Friday, 2 October 2015

This, ladies and gentlemen, is why i won't be switching to mirrorless just yet

Granted my experience with the little Olympus OMD EM5 is not a fair comparison to the 5+ years on Canon gear and the 20ish before that on fully-manual Pentax film equipment, but I have now had a solid month using it as my exclusive  camera system. I've tasked it with a variety of jobs, situations like landscapes, street, architecture, and portraiture. I've learned the respective required setups for each and I have been, in general, very impressed... but one of the biggest strengths of all my DLSRs, being quick and accurate auto-focus, has been sadly lacking on tonight's adventure. It's really quite a let down for me too, because to carry 10kgs+ for 12hours+ shooting weddings, is not fun.

Tonight:

St Kilda, on nights like this, unfortunately always seems to play host to a small number of random idiots who decide the best way to top off a perfect day at the beach is with a fight.
A hot day spent relaxing down at the beach with your friends, is often followed, once the sun has retired for the evening, by relocating your group to the eating and drinking establishments of Acland and Fitzroy Streets.  You would still feel the sun's warm kiss as you walk in the direction of nourishment, when you catch a familiar yellow glow in the distance. Perhaps subconsciously you actually think this to be your earlier, enormous, hot yellow companion, having only just departed, returning to you to play on.
But alas no, it is Maccas who beckons you, like a siren calling, resistance is futile. Fighting ensues.

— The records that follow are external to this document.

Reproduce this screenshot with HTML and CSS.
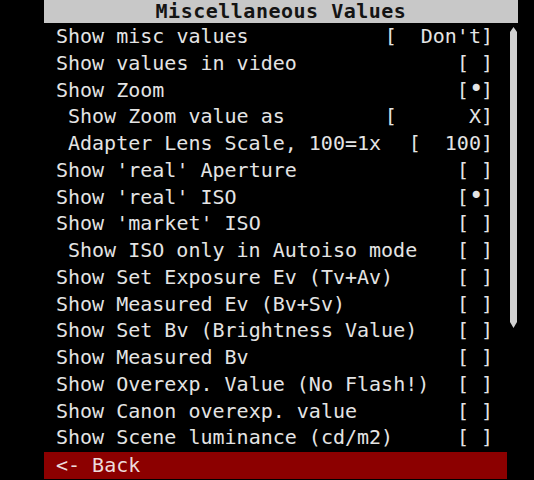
FILE: index.html
```html
<!DOCTYPE html>
<html lang="en">
<head>
    <meta charset="UTF-8">
    <meta name="viewport" content="width=device-width, initial-scale=1.0">
    <title>Miscellaneous Values</title>
    <link rel="stylesheet" href="styles.css">
</head>
<body>

<div class="menu">
    <!-- Menu title -->
    <div class="menu-title">Miscellaneous Values</div>

    <div class="menu-body">
        <div class="menu-list">
            <div class="item"><span>Show misc values</span><span class="val">[  Don't]</span></div>
            <div class="item"><span>Show values in video</span><span class="val">[ ]</span></div>
            <div class="item"><span>Show Zoom</span><span class="val">[<span class="dot">•</span>]</span></div>
            <div class="item sub"><span>Show Zoom value as</span><span class="val">[      X]</span></div>
            <div class="item sub"><span>Adapter Lens Scale, 100=1x</span><span class="val">[  100]</span></div>
            <div class="item"><span>Show 'real' Aperture</span><span class="val">[ ]</span></div>
            <div class="item"><span>Show 'real' ISO</span><span class="val">[<span class="dot">•</span>]</span></div>
            <div class="item"><span>Show 'market' ISO</span><span class="val">[ ]</span></div>
            <div class="item sub"><span>Show ISO only in Autoiso mode</span><span class="val">[ ]</span></div>
            <div class="item"><span>Show Set Exposure Ev (Tv+Av)</span><span class="val">[ ]</span></div>
            <div class="item"><span>Show Measured Ev (Bv+Sv)</span><span class="val">[ ]</span></div>
            <div class="item"><span>Show Set Bv (Brightness Value)</span><span class="val">[ ]</span></div>
            <div class="item"><span>Show Measured Bv</span><span class="val">[ ]</span></div>
            <div class="item"><span>Show Overexp. Value (No Flash!)</span><span class="val">[ ]</span></div>
            <div class="item"><span>Show Canon overexp. value</span><span class="val">[ ]</span></div>
            <div class="item"><span>Show Scene luminance (cd/m2)</span><span class="val">[ ]</span></div>
            <div class="item back"><span>&lt;- Back</span></div>
        </div>

        <!-- Scrollbar -->
        <div class="scroll">
            <svg class="thumb" width="7" height="301" viewBox="0 0 7 301" preserveAspectRatio="none">
                <polygon points="3.5,0 7,5 7,295 3.5,301 0,295 0,5" fill="#d2d2d2"/>
            </svg>
        </div>
    </div>
</div>

</body>
</html>
```

FILE: styles.css
```css
body {
    margin: 0;
    background-color: #000;
    font-family: "DejaVu Sans Mono", "Liberation Mono", monospace;
    font-size: 20px;
    color: #e4e4e4;
}
.menu {
    width: 474px;
    margin-left: 44px;
}
.menu-title {
    height: 23px;
    line-height: 23px;
    background-color: #c8c8c8;
    color: #141414;
    font-weight: bold;
    letter-spacing: 0.5px;
    text-align: center;
}
.menu-body {
    display: flex;
}
.menu-list {
    width: 463px;
}
.item {
    display: flex;
    justify-content: space-between;
    height: 26.75px;
    line-height: 26.75px;
    padding: 0 14px 0 12px;
    white-space: pre;
}
.item.sub {
    padding-left: 24px;
}
.item.back {
    margin-top: 1px;
    background-color: #8c0000;
    color: #ecdcdc;
}
.dot {
    font-size: 24px;
    line-height: 20px;
    letter-spacing: -2.4px;
}
.scroll {
    width: 11px;
    padding-top: 4px;
    padding-left: 3px;
    box-sizing: border-box;
}
.thumb {
    display: block;
}
```
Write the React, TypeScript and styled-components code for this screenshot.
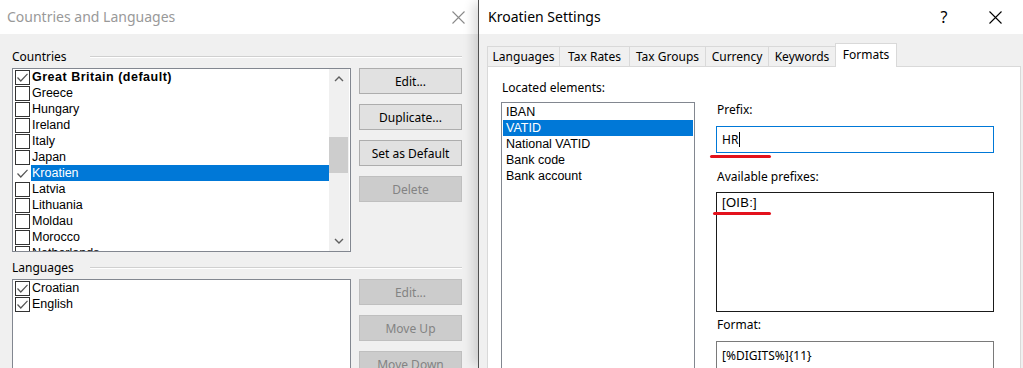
import React from "react";
import styled, { createGlobalStyle } from "styled-components";

const UI_FONT = `"Noto Sans", "Open Sans", sans-serif`;
const LIST_FONT = `"Liberation Sans", Arial, sans-serif`;

const GlobalStyle = createGlobalStyle`
  html, body {
    margin: 0;
    padding: 0;
    background: #f0f0f0;
  }
  body {
    width: 1023px;
    height: 368px;
    overflow: hidden;
    font-family: ${UI_FONT};
    font-size: 12px;
    color: #000;
  }
  * { box-sizing: border-box; }
`;

const Screen = styled.div`
  display: flex;
  width: 1023px;
  height: 368px;
  overflow: hidden;
  background: #f0f0f0;
`;

// --- window chrome ---

const LeftWindow = styled.div`
  width: 478px;
  flex: none;
  display: flex;
  flex-direction: column;
  background: #f0f0f0;
`;

const RightWindow = styled.div`
  flex: 1;
  display: flex;
  flex-direction: column;
  background: #f0f0f0;
  border-left: 1px solid #505050;
  box-shadow: -8px 0 10px -3px rgba(0, 0, 0, 0.14);
  position: relative;
  z-index: 1;
`;

const TitleBar = styled.div<{ $active?: boolean }>`
  height: 34px;
  flex: none;
  background: #fff;
  display: flex;
  align-items: center;
  padding: 0 0 0 ${(p) => (p.$active ? 9 : 7)}px;
  font-family: ${UI_FONT};
  font-size: 14px;
  color: ${(p) => (p.$active ? "#000" : "#999")};
`;

const TitleText = styled.div`
  flex: 1;
  white-space: nowrap;
  padding-bottom: 1px;
`;

const TitleButton = styled.div<{ $w: number }>`
  width: ${(p) => p.$w}px;
  height: 34px;
  display: flex;
  align-items: center;
  justify-content: center;
  font-size: 16px;
`;

const CloseIcon = ({ color }: { color: string }) => (
  <svg width="13" height="13" viewBox="0 0 13 13">
    <path d="M0.5 0.5 L12.5 12.5 M12.5 0.5 L0.5 12.5" stroke={color} strokeWidth="1.1" fill="none" />
  </svg>
);

// --- left window body ---

const LeftBody = styled.div`
  padding: 15px 16px 0 12px;
  display: grid;
  grid-template-columns: 339px 103px;
  column-gap: 8px;
  align-content: start;
`;

const GroupHeader = styled.div<{ $top: number }>`
  grid-column: 1 / -1;
  display: grid;
  grid-template-columns: 78px 1fr;
  align-items: center;
  height: 16px;
  margin-top: ${(p) => p.$top}px;
  margin-bottom: 3px;
  line-height: 16px;
  white-space: nowrap;
`;

const GroupLine = styled.div`
  height: 2px;
  border-top: 1px solid #d0d0d0;
  border-bottom: 1px solid #fff;
`;

const CheckList = styled.div<{ $h: number }>`
  height: ${(p) => p.$h}px;
  background: #fff;
  border: 1px solid #828790;
  display: grid;
  grid-template-columns: 1fr 20px;
  padding-right: 1px;
  overflow: hidden;
`;

const ListRows = styled.div`
  display: flex;
  flex-direction: column;
  overflow: hidden;
`;

const CheckRow = styled.div<{ $selected?: boolean; $bold?: boolean }>`
  height: 16px;
  flex: none;
  display: flex;
  font-family: ${LIST_FONT};
  font-size: 12.5px;
  line-height: 17px;
  font-weight: ${(p) => (p.$bold ? 700 : 400)};
  letter-spacing: ${(p) => (p.$bold ? "0.5px" : "0")};
  white-space: nowrap;

  .label {
    flex: 1;
    padding-left: 1px;
    background: ${(p) => (p.$selected ? "#0078d7" : "transparent")};
    color: ${(p) => (p.$selected ? "#fff" : "#000")};
  }
`;

const CheckCell = styled.div`
  width: 18px;
  flex: none;
  padding: 1px 0 0 2px;
`;

const Box = styled.div<{ $bordered: boolean }>`
  width: 15px;
  height: 15px;
  border: 1px solid ${(p) => (p.$bordered ? "#333" : "transparent")};
  display: flex;
  align-items: center;
  justify-content: center;
`;

const CheckMark = () => (
  <svg width="13" height="13" viewBox="0 0 13 13">
    <path d="M1.5 6.5 L4.8 10 L11.5 2.8" stroke="#555" strokeWidth="1.2" fill="none" />
  </svg>
);

const ScrollBar = styled.div`
  background: #f0f0f0;
  display: flex;
  flex-direction: column;
  align-items: stretch;
`;

const ScrollArrow = styled.div`
  height: 20px;
  display: flex;
  align-items: center;
  justify-content: center;
`;

const ScrollThumb = styled.div<{ $top: number; $h: number }>`
  margin-top: ${(p) => p.$top}px;
  height: ${(p) => p.$h}px;
  margin-right: 1px;
  background: #cdcdcd;
`;

const ScrollSpacer = styled.div`
  flex: 1;
`;

const Chevron = ({ up }: { up?: boolean }) => (
  <svg width="10" height="6" viewBox="0 0 10 6">
    <path
      d={up ? "M1 5 L5 1 L9 5" : "M1 1 L5 5 L9 1"}
      stroke="#606060"
      strokeWidth="1.4"
      fill="none"
    />
  </svg>
);

const ButtonColumn = styled.div`
  display: flex;
  flex-direction: column;
  gap: 10px;
`;

const Button = styled.div<{ $disabled?: boolean }>`
  height: 26px;
  display: flex;
  align-items: center;
  justify-content: center;
  font-family: ${UI_FONT};
  font-size: 12px;
  background: ${(p) => (p.$disabled ? "#cccccc" : "#e1e1e1")};
  border: 1px solid ${(p) => (p.$disabled ? "#bfbfbf" : "#adadad")};
  color: ${(p) => (p.$disabled ? "#838383" : "#000")};
  flex: none;
`;

// --- right window body ---

const RightBody = styled.div`
  padding: 9px 2px 0 8px;
  display: flex;
  flex-direction: column;
  flex: 1;
`;

const TabStrip = styled.div`
  display: flex;
  align-items: flex-end;
  height: 24px;
  position: relative;
  z-index: 1;
  margin-bottom: -1px;
`;

const Tab = styled.div<{ $w: number; $active?: boolean }>`
  width: ${(p) => p.$w}px;
  height: ${(p) => (p.$active ? 24 : 21)}px;
  display: flex;
  align-items: ${(p) => (p.$active ? "flex-start" : "center")};
  justify-content: center;
  padding-top: ${(p) => (p.$active ? 2 : 0)}px;
  background: ${(p) => (p.$active ? "#fff" : "#f0f0f0")};
  border: 1px solid #d9d9d9;
  border-bottom: ${(p) => (p.$active ? "none" : "1px solid #d9d9d9")};
  margin-left: -1px;
  white-space: nowrap;
  &:first-child { margin-left: 0; }
`;

const TabPanel = styled.div`
  flex: 1;
  background: #fff;
  border: 1px solid #d9d9d9;
  border-bottom: none;
  padding: 13px 0 0 13px;
  display: grid;
  grid-template-columns: 194px 278px;
  grid-template-rows: 16px 1fr;
  column-gap: 21px;
  row-gap: 6px;
`;

const FieldLabel = styled.div<{ $top?: number }>`
  height: 16px;
  line-height: 16px;
  padding-left: 1px;
  margin-top: ${(p) => p.$top ?? 0}px;
  white-space: nowrap;
`;

const ElementList = styled.div`
  grid-column: 1;
  grid-row: 2;
  background: #fff;
  border: 1px solid #828790;
  border-bottom: none;
  padding: 1px;
  display: flex;
  flex-direction: column;
`;

const ElementRow = styled.div<{ $selected?: boolean }>`
  height: 16px;
  line-height: 17px;
  padding-left: 3px;
  font-family: ${LIST_FONT};
  font-size: 12.5px;
  background: ${(p) => (p.$selected ? "#0078d7" : "transparent")};
  color: ${(p) => (p.$selected ? "#fff" : "#000")};
  white-space: nowrap;
`;

const FieldColumn = styled.div`
  grid-column: 2;
  grid-row: 2;
  display: flex;
  flex-direction: column;
`;

const TextInput = styled.div<{ $border: string; $open?: boolean }>`
  position: relative;
  height: 27px;
  margin-top: 8px;
  border: 1px solid ${(p) => p.$border};
  border-bottom-width: ${(p) => (p.$open ? 0 : 1)}px;
  background: #fff;
  display: flex;
  align-items: center;
  padding-left: 5px;
  font-family: ${UI_FONT};
  font-size: 12px;
  flex: none;
`;

const Caret = styled.span`
  display: inline-block;
  width: 1px;
  height: 15px;
  background: #000;
  margin-left: 1px;
`;

const PrefixBox = styled.div`
  position: relative;
  height: 120px;
  margin-top: 7px;
  border: 1px solid #1a1a1a;
  background: #fff;
  padding: 2px 0 0 5px;
  font-family: ${LIST_FONT};
  font-size: 13px;
  letter-spacing: 0.3px;
  line-height: 16px;
  flex: none;
`;

// hand-drawn red marker lines over the screenshot
const Marker = styled.div<{ $left: number; $top: number; $w: number }>`
  position: absolute;
  left: ${(p) => p.$left}px;
  top: ${(p) => p.$top}px;
  width: ${(p) => p.$w}px;
  height: 3px;
  border-radius: 2px;
  background: #e3121c;
`;

const countries = [
  { name: "Great Britain (default)", checked: true, bold: true },
  { name: "Greece" },
  { name: "Hungary" },
  { name: "Ireland" },
  { name: "Italy" },
  { name: "Japan" },
  { name: "Kroatien", checked: true, selected: true },
  { name: "Latvia" },
  { name: "Lithuania" },
  { name: "Moldau" },
  { name: "Morocco" },
  { name: "Netherlands" },
];

const languages = [
  { name: "Croatian", checked: true },
  { name: "English", checked: true },
];

const tabs = [
  { label: "Languages", w: 73 },
  { label: "Tax Rates", w: 71 },
  { label: "Tax Groups", w: 77 },
  { label: "Currency", w: 64 },
  { label: "Keywords", w: 68 },
  { label: "Formats", w: 62, active: true },
];

const elements = ["IBAN", "VATID", "National VATID", "Bank code", "Bank account"];

type Item = { name: string; checked?: boolean; bold?: boolean; selected?: boolean };

function Row({ item }: { item: Item }) {
  return (
    <CheckRow $selected={item.selected} $bold={item.bold}>
      <CheckCell>
        <Box $bordered={!item.selected}>{item.checked && <CheckMark />}</Box>
      </CheckCell>
      <span className="label">{item.name}</span>
    </CheckRow>
  );
}

export default function App() {
  return (
    <>
      <GlobalStyle />
      <Screen>
        <LeftWindow>
          <TitleBar>
            <TitleText>Countries and Languages</TitleText>
            <TitleButton $w={39}>
              <CloseIcon color="#8a8a8a" />
            </TitleButton>
          </TitleBar>

          <LeftBody>
            <GroupHeader $top={0}>
              <span>Countries</span>
              <GroupLine />
            </GroupHeader>
            <CheckList $h={184}>
              <ListRows>
                {countries.map((c) => (
                  <Row key={c.name} item={c} />
                ))}
              </ListRows>
              <ScrollBar>
                <ScrollArrow>
                  <Chevron up />
                </ScrollArrow>
                <ScrollThumb $top={48} $h={36} />
                <ScrollSpacer />
                <ScrollArrow>
                  <Chevron />
                </ScrollArrow>
              </ScrollBar>
            </CheckList>
            <ButtonColumn>
              <Button>Edit...</Button>
              <Button>Duplicate...</Button>
              <Button>Set as Default</Button>
              <Button $disabled>Delete</Button>
            </ButtonColumn>

            <GroupHeader $top={8}>
              <span>Languages</span>
              <GroupLine />
            </GroupHeader>
            <CheckList $h={120}>
              <ListRows>
                {languages.map((l) => (
                  <Row key={l.name} item={l} />
                ))}
              </ListRows>
              <div />
            </CheckList>
            <ButtonColumn>
              <Button $disabled>Edit...</Button>
              <Button $disabled>Move Up</Button>
              <Button $disabled>Move Down</Button>
            </ButtonColumn>
          </LeftBody>
        </LeftWindow>

        <RightWindow>
          <TitleBar $active>
            <TitleText>Kroatien Settings</TitleText>
            <TitleButton $w={46}>?</TitleButton>
            <TitleButton $w={56}>
              <CloseIcon color="#000" />
            </TitleButton>
          </TitleBar>

          <RightBody>
            <TabStrip>
              {tabs.map((t) => (
                <Tab key={t.label} $w={t.w} $active={t.active}>
                  {t.label}
                </Tab>
              ))}
            </TabStrip>
            <TabPanel>
              <FieldLabel>Located elements:</FieldLabel>
              <div />
              <ElementList>
                {elements.map((e) => (
                  <ElementRow key={e} $selected={e === "VATID"}>
                    {e}
                  </ElementRow>
                ))}
              </ElementList>
              <FieldColumn>
                <FieldLabel>Prefix:</FieldLabel>
                <TextInput $border="#0078d7">
                  HR
                  <Caret />
                  <Marker $left={-7} $top={28} $w={61} />
                </TextInput>
                <FieldLabel $top={16}>Available prefixes:</FieldLabel>
                <PrefixBox>
                  [OIB:]
                  <Marker $left={-4} $top={19} $w={58} />
                </PrefixBox>
                <FieldLabel $top={5}>Format:</FieldLabel>
                <TextInput $border="#7a7a7a" $open>
                  [%DIGITS%]{"{11}"}
                </TextInput>
              </FieldColumn>
            </TabPanel>
          </RightBody>
        </RightWindow>
      </Screen>
    </>
  );
}
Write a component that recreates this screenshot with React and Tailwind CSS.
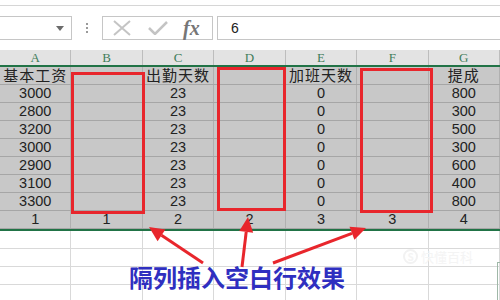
const columns = ["A", "B", "C", "D", "E", "F", "G"];

const rows = [
  ["基本工资", "", "出勤天数", "", "加班天数", "", "提成"],
  ["3000", "", "23", "", "0", "", "800"],
  ["2800", "", "23", "", "0", "", "300"],
  ["3200", "", "23", "", "0", "", "500"],
  ["3000", "", "23", "", "0", "", "300"],
  ["2900", "", "23", "", "0", "", "600"],
  ["3100", "", "23", "", "0", "", "400"],
  ["3300", "", "23", "", "0", "", "800"],
  ["1", "1", "2", "2", "3", "3", "4"],
];

const sans = "font-['Liberation_Sans','Noto_Sans_CJK_SC',sans-serif]";

function FormulaBar() {
  return (
    <div className="h-[50px] bg-white">
      <div className="h-[6px] border-b border-[#d6d6d6]" />
      <div className="flex items-center mt-[10px] h-[24px]">
        <div className="w-[72px] h-full border border-l-0 border-[#c6c6c6] flex items-center justify-end pr-[7px]">
          <svg width="8" height="5" viewBox="0 0 8 5">
            <path d="M0 0 L8 0 L4 5 Z" fill="#6b6b6b" />
          </svg>
        </div>
        <div className="w-[30px] flex flex-col items-center gap-[2px]">
          <span className="w-[2px] h-[2px] bg-[#9a9a9a]" />
          <span className="w-[2px] h-[2px] bg-[#9a9a9a]" />
          <span className="w-[2px] h-[2px] bg-[#9a9a9a]" />
        </div>
        <div className="w-[111px] h-full border border-[#c6c6c6] flex items-center pl-[9px]">
          <svg width="20" height="16" viewBox="0 0 20 16">
            <path d="M2 1 L18 15 M18 1 L2 15" stroke="#c4c4c4" strokeWidth="2" />
          </svg>
          <svg width="20" height="14" viewBox="0 0 20 14" className="ml-[16px]">
            <path d="M1 7 L7 13 L19 1" stroke="#c4c4c4" strokeWidth="2.5" fill="none" />
          </svg>
          <span className="ml-[15px] font-['Liberation_Serif',serif] italic font-bold text-[20px] leading-none text-[#767676]">
            fx
          </span>
        </div>
        <div className={`ml-[4px] flex-1 h-full border border-r-0 border-[#c6c6c6] flex items-center pl-[13px] text-[14px] text-[#222] ${sans}`}>
          6
        </div>
      </div>
    </div>
  );
}

function Sheet() {
  return (
    <div className={`${sans} text-[#222]`}>
      <div className="grid grid-cols-7 h-[17px] bg-[#e3e3e3] border-b-2 border-[#217346]">
        {columns.map((c) => (
          <div
            key={c}
            className="border-r border-[#bdbdbd] flex items-end justify-center font-['Liberation_Serif',serif] text-[13px] leading-[14px] text-[#3f7d5a]"
          >
            {c}
          </div>
        ))}
      </div>
      {rows.map((row, i) => (
        <div key={i} className="grid grid-cols-7 h-[18px] bg-[#c8c8c8] border-b border-[#a6a6a6]">
          {row.map((v, j) => (
            <div
              key={j}
              className={`border-r border-[#b0b0b0] flex items-center justify-center leading-none ${
                i === 0 ? "text-[15px] tracking-[1px]" : "text-[14.5px]"
              }`}
            >
              {v}
            </div>
          ))}
        </div>
      ))}
      <div className="h-[2px] bg-[#217346]" />
      {[0, 1, 2, 3].map((r) => (
        <div key={r} className="grid grid-cols-7 h-[18px] bg-white border-b border-[#d9d9d9]">
          {columns.map((c) => (
            <div key={c} className="border-r border-[#d9d9d9]" />
          ))}
        </div>
      ))}
    </div>
  );
}

function Arrow({ x1, y1, x2, y2 }) {
  const a = Math.atan2(y2 - y1, x2 - x1);
  const len = 15;
  const w = 7;
  const bx = x2 - len * Math.cos(a);
  const by = y2 - len * Math.sin(a);
  const px = -Math.sin(a) * w;
  const py = Math.cos(a) * w;
  return (
    <g>
      <line x1={x1} y1={y1} x2={bx} y2={by} stroke="#e8262c" strokeWidth="3" />
      <polygon
        points={`${x2},${y2} ${bx + px},${by + py} ${bx - px},${by - py}`}
        fill="#e8262c"
      />
    </g>
  );
}

export default function App() {
  return (
    <div className="relative w-[500px] h-[300px] overflow-hidden bg-white">
      <FormulaBar />
      <Sheet />

      <div className="absolute left-[71px] top-[72px] w-[74px] h-[142px] border-[3px] border-[#e8262c]" />
      <div className="absolute left-[217px] top-[67px] w-[69px] h-[144px] border-[3px] border-[#e8262c]" />
      <div className="absolute left-[360px] top-[68px] w-[73px] h-[145px] border-[3px] border-[#e8262c]" />

      <svg className="absolute left-0 top-0" width="500" height="300">
        <Arrow x1={203} y1={263} x2={149} y2={227} />
        <Arrow x1={242} y1={267} x2={248} y2={217} />
        <Arrow x1={273} y1={263} x2={366} y2={228} />
      </svg>

      <div className="absolute left-[403px] top-[247px] flex items-center gap-[3px] text-[#f4f4f4] font-['Noto_Sans_CJK_SC',sans-serif] text-[13px]">
        <span className="w-[15px] h-[15px] rounded-full border-2 border-[#f2f2f2] flex items-center justify-center text-[10px] font-bold">
          S
        </span>
        快懂百科
      </div>
      <div className="absolute left-[497px] top-[262px] w-[10px] h-[40px] border-l border-t border-[#9fb8a8]" />

      <div className="absolute left-[129px] top-[262px] font-['Noto_Sans_CJK_SC',sans-serif] font-bold text-[24px] leading-[30px] text-[#2f2fc0]">
        隔列插入空白行效果
      </div>
    </div>
  );
}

Anyway, here's today's instalment, in short:-
I saw: agro and fighting, cops then in attendance, followed by a mad dash to "freedom" by a "big man".
You see: a sequence of images, taken by a working (and currently also teaching) photojournalist, that are well-composed to tell a full story, that also are all perfectly out-of-focus....  enjoy!









 FYI, to all the punks who think fighting makes you a man... a man would not have run when police arrived. He would feel safe, confident that he had justifiable reasons for his earlier actions. This is what comes when you think before you act. If you take on-board this little piece of advice when dealing with all conflict-based situations, I hope that one day you may even see the futility of fighting fullstop. Then will then be a real man, grasshopper.